Friday, December 07, 2007

You gotta know when to hold 'em....

The frantic gift preparation phase hasn't quite hit me yet - but it's bound to start next week. Luckily we're leaving the country over the holidays and won't be doing the enormous gift exchange we usually do - but still have a few things we need to get together before leaving.

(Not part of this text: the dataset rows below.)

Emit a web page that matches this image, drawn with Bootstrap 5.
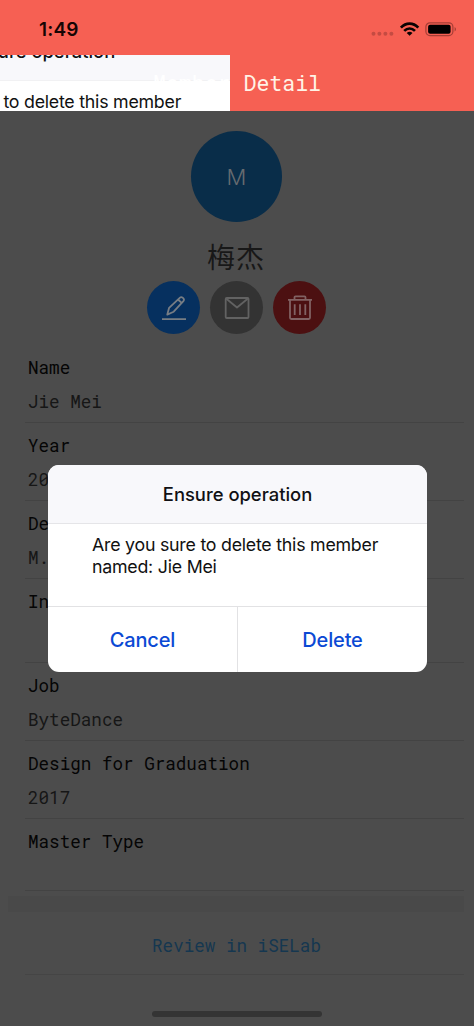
<!DOCTYPE html>
<html lang="en">
<head>
<meta charset="utf-8">
<meta name="viewport" content="width=device-width, initial-scale=1">
<title>Member Detail</title>
<link href="https://cdn.jsdelivr.net/npm/bootstrap@5.3.0/dist/css/bootstrap.min.css" rel="stylesheet">
<style>
  body { background:#4c4c4c; font-family:Inter,"Liberation Sans",sans-serif; color:#060606; }
  .screen { width:474px; height:1026px; }
  .mono { font-family:"Roboto Mono","DejaVu Sans Mono",monospace; font-size:17.6px; }
  .top-area { height:111px; background:#f66053; }
  .status { height:55px; padding:5px 17px 0 39px; }
  .status svg { margin-top:2px; }
  .clock { font-size:19px; font-weight:600; color:#160504; letter-spacing:.2px; }
  .title-row { height:56px; font-size:21.55px; color:#fff; z-index:2; }
  .title-row span { color:#fff3e6; }
  .ghost-clip { top:55px; left:0; width:230px; height:56px; }
  .ghost-clip .dialog-box { top:-33px; left:-149px; border-radius:0; }
  .dialog-box { width:379px; height:207px; background:#fff; border-radius:11px; }
  .dialog-main { top:465px; left:48px; }
  .dialog-head { height:59px; padding-top:1px; background:#f8f8fb; border-bottom:1px solid #e5e5e8; font-size:18.4px; font-weight:500; color:#101014; }
  .ghost-clip .dialog-head { border-bottom-color:#f1f1f3; }
  .dialog-text { height:82px; padding:10px 20px 0 44px; font-size:17.8px; letter-spacing:-.24px; line-height:21.5px; color:#111; white-space:nowrap; }
  .dialog-foot { height:66px; border-top:1px solid #e2e2e4; }
  .dialog-foot button { font-size:20px; font-weight:500; color:#0b49d4; letter-spacing:-.15px; }
  .dialog-foot button:first-child { width:189px; }
  .dialog-foot button + button { width:190px; border-left:1px solid #e2e2e4 !important; }
  .profile { height:233px; padding:20px 1px 0 0; }
  .avatar { width:91px; height:91px; padding-top:2px; background:#092d49; color:#666b70; font-size:22px; font-weight:300; }
  .person { font-family:"Noto Sans CJK SC",sans-serif; font-size:28px; font-weight:400; line-height:30px; letter-spacing:1px; color:#181818; margin:19px 0 0 -1px; height:40px; }
  .round { width:53px; height:53px; }
  .field { height:78px; margin-left:25px; margin-right:10px; padding:11px 0 0 3px; border-bottom:1px solid #434343; }
  .field dt { font-weight:400; line-height:24px; height:34px; color:#050505; }
  .field dd { margin:0; line-height:24px; color:#161616; }
  .band { height:16px; margin:5px 10px 0 8px; background:#494949; }
  .review { height:63px; margin-left:25px; margin-right:10px; padding:7px 16px 0 0; border-bottom:1px solid #454545; color:#153750; }
  .home-bar { width:170px; height:6px; margin:36px 0 0 152px; background:#343434; }
</style>
</head>
<body>
<div class="screen position-relative overflow-hidden">
  <header class="top-area position-relative">
    <div class="status d-flex align-items-center justify-content-between">
      <span class="clock">1:49</span>
      <svg width="86" height="18" viewBox="0 -1 86 18">
        <g fill="#c54b42"><circle cx="2.5" cy="10.8" r="2"/><circle cx="8.4" cy="10.8" r="2"/><circle cx="14.4" cy="10.8" r="2"/><circle cx="20.4" cy="10.8" r="2"/></g>
        <g fill="none" stroke="#0b0303" stroke-width="2.7"><path d="M29.900 4.600C35-.7 42.200-.7 47.300 4.600"/><path d="M33.200 7.900c3.200-3.100 7.600-3.100 10.800 0"/></g>
        <path d="M35.700 9.900c1.800-1.500 4-1.500 5.800 0l-2.900 2.900z" fill="#0b0303"/>
        <rect x="54.900" y="-.2" width="27" height="12.800" rx="4" fill="none" stroke="#a53e36" stroke-width="1.200"/>
        <rect x="57.100" y="1.700" width="22.500" height="9" rx="2" fill="#000"/>
        <path d="M83.600 4v4.400c1.900-.8 1.900-3.600 0-4.400" fill="#a53e36"/>
      </svg>
    </div>
    <div class="title-row mono position-relative d-flex align-items-center justify-content-center">Member&nbsp;<span>Detail</span></div>
    <div class="ghost-clip position-absolute overflow-hidden" aria-hidden="true">
      <div class="dialog-box position-absolute">
        <div class="dialog-head d-flex align-items-center justify-content-center">Ensure operation</div>
        <div class="dialog-text">Are you sure to delete this member<br>named: Jie Mei</div>
      </div>
    </div>
  </header>

  <section class="profile d-flex flex-column align-items-center">
    <div class="avatar rounded-circle d-flex align-items-center justify-content-center">M</div>
    <div class="person" lang="zh">梅杰</div>
    <div class="d-flex" style="gap:10px">
      <div class="round rounded-circle d-flex align-items-center justify-content-center" style="background:#06305f">
        <svg width="28" height="28" viewBox="0 0 28 28" fill="none" stroke="#777d84" stroke-width="1.800" stroke-linejoin="round"><path d="M2 25.200h24M7.300 20.600l1.800-6.800L20 3.600c1.600-1.500 5 1.100 3.600 3.200L13.700 17.700zM18 5.500l3.900 3.600"/></svg>
      </div>
      <div class="round rounded-circle d-flex align-items-center justify-content-center" style="background:#333">
        <svg width="28" height="28" viewBox="0 0 28 28" fill="none" stroke="#626262" stroke-width="1.800" stroke-linejoin="round"><rect x="2.700" y="4" width="22.800" height="20" rx="1"/><path d="M3 4.500l11 9 11-9"/></svg>
      </div>
      <div class="round rounded-circle d-flex align-items-center justify-content-center" style="background:#4c1011">
        <svg width="28" height="28" viewBox="0 0 28 28" fill="none" stroke="#816263" stroke-width="1.800" stroke-linejoin="round"><path d="M2 5.800h24M4 5.800v18q0 1.200 1.200 1.200h17.600q1.200 0 1.200-1.200v-18M8.500 5.500V3.300q0-1 1-1h9q1 0 1 1v2.200M8.700 10.300v10.700M14 10.300v10.700M19.300 10.300v10.700"/></svg>
      </div>
    </div>
  </section>

  <dl class="mono m-0">
    <div class="field" style="height:79px;padding-top:12px"><dt>Name</dt><dd>Jie Mei</dd></div>
    <div class="field"><dt>Year</dt><dd>2017</dd></div>
    <div class="field"><dt>Degree</dt><dd>M.S.</dd></div>
    <div class="field" style="height:84px"><dt>Info</dt></div>
    <div class="field"><dt>Job</dt><dd>ByteDance</dd></div>
    <div class="field"><dt>Design for Graduation</dt><dd>2017</dd></div>
    <div class="field" style="height:72px"><dt>Master Type</dt></div>
  </dl>
  <div class="band"></div>
  <div class="review mono d-flex align-items-center justify-content-center">Review in iSELab</div>
  <div class="home-bar rounded-pill"></div>

  <div class="dialog-box dialog-main position-absolute overflow-hidden" role="dialog">
    <div class="dialog-head d-flex align-items-center justify-content-center">Ensure operation</div>
    <div class="dialog-text">Are you sure to delete this member<br>named: Jie Mei</div>
    <div class="dialog-foot d-flex">
      <button class="border-0 bg-transparent p-0">Cancel</button>
      <button class="border-0 bg-transparent p-0">Delete</button>
    </div>
  </div>
</div>
<script src="https://cdn.jsdelivr.net/npm/bootstrap@5.3.0/dist/js/bootstrap.bundle.min.js"></script>
</body>
</html>
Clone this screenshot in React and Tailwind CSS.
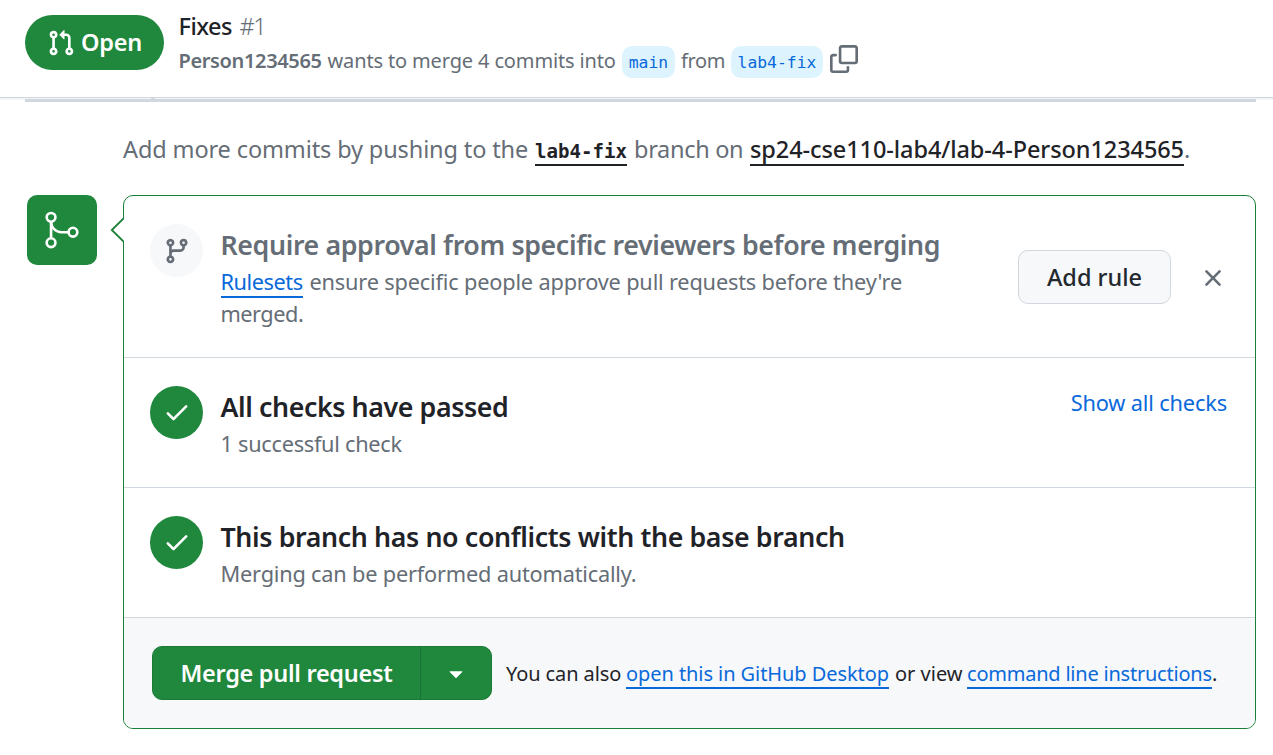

Speaking of traveling - we forfeited some tickets last winter to Beaver Creek because I pulled my hamstring right before we were supposed to fly out. We had a year to use them - and pay a $100/ticket change fee to exchange them. The deadline is tomorrow - and yesterday we finally found something reasonable. Check this: $159 round trip per person from Seattle to Tahoe Feb 1-4. And with our credit, as well as change fees, we only paid $11.38 out of pocket. Hellsya! Not to mention the killer deal we found by staying at a casino on the lake - we can gamble just minutes from our room. Let me tell you - Ryan and are a HUGE gamblers. ha! You gotta know when to hold 'em; know when to fold 'em; know when to walk away; know when to run.

We saw Larry the cable guy last night, and no, I'm not a closet hick. Talk about an interesting crowd that goes to see his act at the paramount. Larry's humor is pretty funny - he's definitely a dirty guy and likes to talk about poop. He's a man of one line wonders and strung about 1.5 hours worth of them together. One that sticks out in my mind, and this may not be appropriate for some of you younger readers, but you're going to hear it somewhere....

"I once took a picture of my butt hole with my camera phone and sent it to my aunt. She texted me back and said, 'boy that's the worst pumpkin pie I've ever seen!'"

Guess you had to be there. But the mullet man sitting in front of me was howling.